- Born: 1972 (age 53–54)
- Occupations: Journalist; novelist;
- Parent(s): John Ehrenreich Barbara Ehrenreich
- Website: benehrenreich.net

= Ben Ehrenreich =

American journalist

Ben Ehrenreich (born 1972) is an American freelance journalist and novelist who lives in Los Angeles.

==Life and career==
Ehrenreich was raised in Syosset, New York and graduated from Syosset High School. He began working as a journalist in the alternative press in the late 1990s, publishing extensively in LA Weekly and The Village Voice. His journalism, essays, and criticism have since appeared in Harper's, The New York Times Magazine, The Nation, the Los Angeles Times, The Believer, and the London Review of Books. He has reported from Afghanistan, Haiti, Cambodia, El Salvador, Mexico, and all over the United States. In 2011, he received a National Magazine Award in feature writing for an article published in Los Angeles magazine.

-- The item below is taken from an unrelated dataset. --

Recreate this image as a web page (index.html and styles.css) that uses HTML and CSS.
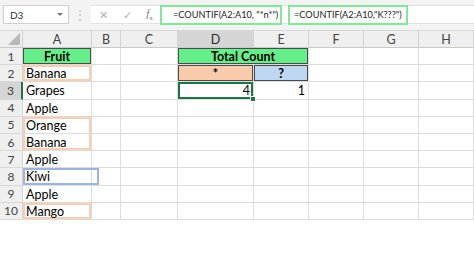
FILE: index.html
```html
<!DOCTYPE html>
<html lang="en">
<head>
    <meta charset="UTF-8">
    <title>COUNTIF wildcards</title>
    <link rel="stylesheet" href="styles.css">
</head>
<body>

    <!-- Name box + formula bar -->
    <div class="toolbar">
        <div class="name-box">
            <span>D3</span>
            <span class="caret"></span>
        </div>
        <div class="grip">&#8942;</div>
        <div class="formula-bar">
            <span class="fx-btn">&#10005;</span>
            <span class="fx-btn">&#10003;</span>
            <span class="fx-btn fx"><i>f</i><sub>x</sub></span>
            <span class="formula first">=COUNTIF(A2:A10, "*n*")</span>
            <span class="formula second">=COUNTIF(A2:A10,"K???")</span>
        </div>
    </div>

    <!-- Sheet -->
    <div class="sheet">
        <div class="corner">
            <svg width="12" height="12" viewBox="0 0 12 12"><polygon points="0,12 12,12 12,0" fill="#b8b8b8"/></svg>
        </div>
        <div class="hdr">A</div>
        <div class="hdr">B</div>
        <div class="hdr">C</div>
        <div class="hdr active">D</div>
        <div class="hdr">E</div>
        <div class="hdr">F</div>
        <div class="hdr">G</div>
        <div class="hdr">H</div>

        <div class="rn">1</div>
        <div class="cell green center bold">Fruit</div>
        <div class="cell"></div>
        <div class="cell"></div>
        <div class="cell green center bold wide">Total Count</div>
        <div class="cell"></div>
        <div class="cell"></div>
        <div class="cell"></div>

        <div class="rn">2</div>
        <div class="cell ref-box">Banana</div>
        <div class="cell"></div>
        <div class="cell"></div>
        <div class="cell peach center bold">*</div>
        <div class="cell blue center bold">?</div>
        <div class="cell"></div>
        <div class="cell"></div>
        <div class="cell"></div>

        <div class="rn active">3</div>
        <div class="cell">Grapes</div>
        <div class="cell"></div>
        <div class="cell"></div>
        <div class="cell num current">4</div>
        <div class="cell num">1</div>
        <div class="cell"></div>
        <div class="cell"></div>
        <div class="cell"></div>

        <div class="rn">4</div>
        <div class="cell">Apple</div>
        <div class="cell"></div>
        <div class="cell"></div>
        <div class="cell"></div>
        <div class="cell"></div>
        <div class="cell"></div>
        <div class="cell"></div>
        <div class="cell"></div>

        <div class="rn">5</div>
        <div class="cell ref-top">Orange</div>
        <div class="cell"></div>
        <div class="cell"></div>
        <div class="cell"></div>
        <div class="cell"></div>
        <div class="cell"></div>
        <div class="cell"></div>
        <div class="cell"></div>

        <div class="rn">6</div>
        <div class="cell ref-bottom">Banana</div>
        <div class="cell"></div>
        <div class="cell"></div>
        <div class="cell"></div>
        <div class="cell"></div>
        <div class="cell"></div>
        <div class="cell"></div>
        <div class="cell"></div>

        <div class="rn">7</div>
        <div class="cell">Apple</div>
        <div class="cell"></div>
        <div class="cell"></div>
        <div class="cell"></div>
        <div class="cell"></div>
        <div class="cell"></div>
        <div class="cell"></div>
        <div class="cell"></div>

        <div class="rn">8</div>
        <div class="cell kiwi">Kiwi</div>
        <div class="cell"></div>
        <div class="cell"></div>
        <div class="cell"></div>
        <div class="cell"></div>
        <div class="cell"></div>
        <div class="cell"></div>
        <div class="cell"></div>

        <div class="rn">9</div>
        <div class="cell">Apple</div>
        <div class="cell"></div>
        <div class="cell"></div>
        <div class="cell"></div>
        <div class="cell"></div>
        <div class="cell"></div>
        <div class="cell"></div>
        <div class="cell"></div>

        <div class="rn">10</div>
        <div class="cell ref-box">Mango</div>
        <div class="cell"></div>
        <div class="cell"></div>
        <div class="cell"></div>
        <div class="cell"></div>
        <div class="cell"></div>
        <div class="cell"></div>
        <div class="cell"></div>
    </div>

</body>
</html>
```

FILE: styles.css
```css
/* Page */
body {
    margin: 0;
    background: #ffffff;
    font-family: Lato, "Liberation Sans", sans-serif;
    color: #000;
}

/* Toolbar */
.toolbar {
    display: flex;
    align-items: flex-start;
    height: 30px;
    padding-top: 5px;
    box-sizing: border-box;
    background: #f3f3f3;
}

.name-box {
    display: flex;
    align-items: center;
    justify-content: space-between;
    width: 66px;
    height: 19px;
    margin-left: 3px;
    padding: 0 5px 0 6px;
    box-sizing: border-box;
    background: #fff;
    border: 1px solid #cfcfcf;
    font-size: 10px;
    color: #333;
}

.caret {
    width: 0;
    height: 0;
    border-left: 3px solid transparent;
    border-right: 3px solid transparent;
    border-top: 3px solid #777;
}

.grip {
    width: 22px;
    text-align: center;
    font-size: 12px;
    line-height: 19px;
    color: #c4c4c4;
}

.formula-bar {
    flex: 1;
    display: flex;
    align-items: center;
    height: 19px;
    background: #fff;
    border-top: 1px solid #e2e2e2;
    border-bottom: 1px solid #e2e2e2;
    box-sizing: border-box;
}

.fx-btn {
    width: 24px;
    text-align: center;
    font-size: 11px;
    color: #b0b0b0;
}

.fx-btn.fx {
    width: 21px;
    font-family: "Liberation Serif", serif;
    font-size: 11px;
    color: #777;
}

.fx-btn sub {
    font-size: 7px;
}

.formula {
    display: flex;
    align-items: center;
    height: 20px;
    box-sizing: border-box;
    border: 2px solid #84e59d;
    font-size: 9.2px;
    color: #222;
    white-space: nowrap;
}

.formula.first {
    width: 122px;
    padding-left: 11px;
}

.formula.second {
    width: 120px;
    margin-left: 6px;
    padding-left: 4px;
}

/* Sheet grid */
.sheet {
    display: grid;
    grid-template-columns: 23px 69px 29px 57px 76px 55px 55px 55px 55px;
    grid-template-rows: 17px repeat(10, 17.2px);
    border-top: 1px solid #d6d6d6;
}

.corner,
.hdr {
    display: flex;
    align-items: center;
    justify-content: center;
    background: #efefef;
    border-right: 1px solid #d3d3d3;
    border-bottom: 1px solid #c9c9c9;
    box-sizing: border-box;
    font-size: 12.5px;
    color: #444;
}

.corner {
    justify-content: flex-end;
    align-items: flex-end;
    padding: 0 2px 2px 0;
}

.hdr.active {
    background: #d5d5d5;
    color: #2b2b2b;
}

.rn {
    display: flex;
    align-items: center;
    justify-content: center;
    background: #efefef;
    border-right: 1px solid #d3d3d3;
    border-bottom: 1px solid #d9d9d9;
    box-sizing: border-box;
    font-size: 12px;
    color: #444;
}

.rn.active {
    background: #d5d5d5;
    border-right: 2px solid #217346;
}

.cell {
    position: relative;
    display: flex;
    align-items: center;
    padding: 1px 3px 0;
    border-right: 1px solid #dcdcdc;
    border-bottom: 1px solid #dcdcdc;
    box-sizing: border-box;
    font-size: 12.5px;
    white-space: nowrap;
}

.center { justify-content: center; }
.bold { font-weight: bold; }
.num { justify-content: flex-end; }
.wide { grid-column: span 2; }

.green {
    background: #66ee8a;
    box-shadow: inset 0 0 0 1px #4a4a4a;
}

.peach {
    background: #f8cbad;
    box-shadow: inset 0 0 0 1px #4a4a4a;
}

.blue {
    background: #bdd7ee;
    box-shadow: inset 0 0 0 1px #4a4a4a;
}

/* Formula reference outlines */
.ref-box {
    box-shadow: inset 0 0 0 2px #f8cfb2;
}

.ref-top {
    box-shadow: inset 0 2px 0 #f8cfb2, inset 2px 0 0 #f8cfb2, inset -2px 0 0 #f8cfb2;
}

.ref-bottom {
    box-shadow: inset 0 -2px 0 #f8cfb2, inset 2px 0 0 #f8cfb2, inset -2px 0 0 #f8cfb2;
}

.kiwi::after {
    content: "";
    position: absolute;
    left: 0;
    top: 0;
    width: 76px;
    height: 100%;
    border: 2px solid #9db4e0;
    box-sizing: border-box;
    z-index: 2;
}

/* Active cell */
.current {
    box-shadow: inset 0 0 0 2px #217346;
}

.current::after {
    content: "";
    position: absolute;
    right: -3px;
    bottom: -3px;
    width: 4px;
    height: 4px;
    background: #217346;
    border: 1px solid #fff;
    z-index: 3;
}
```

His first novel, The Suitors, was published by Counterpoint Press in 2006. Reviewing it, the American Library Association named him "a writer to watch" while Publishers Weekly called him "an original talent". In BOMB magazine, the novelist Frederic Tuten called The Suitors "truly a ravishing book". Ehrenreich's short fiction has appeared in McSweeney's, BOMB, Black Clock, and many other publications.

Ehrenreich teaches in the graduate writing program at Otis College of Art and Design.

Ehrenreich's book The Way to the Spring: Life and Death in Palestine was published in 2016. It describes life in the Palestinian village of Nabi Salih and the villagers' struggle against the encroaching Israeli settlement of Halamish. The Economist wrote that the book "should be read by friends and foes of Israel alike." In a review for The New York Times, Ben Rawlence called it a "weighty contribution to the Palestinian side of the scales of history".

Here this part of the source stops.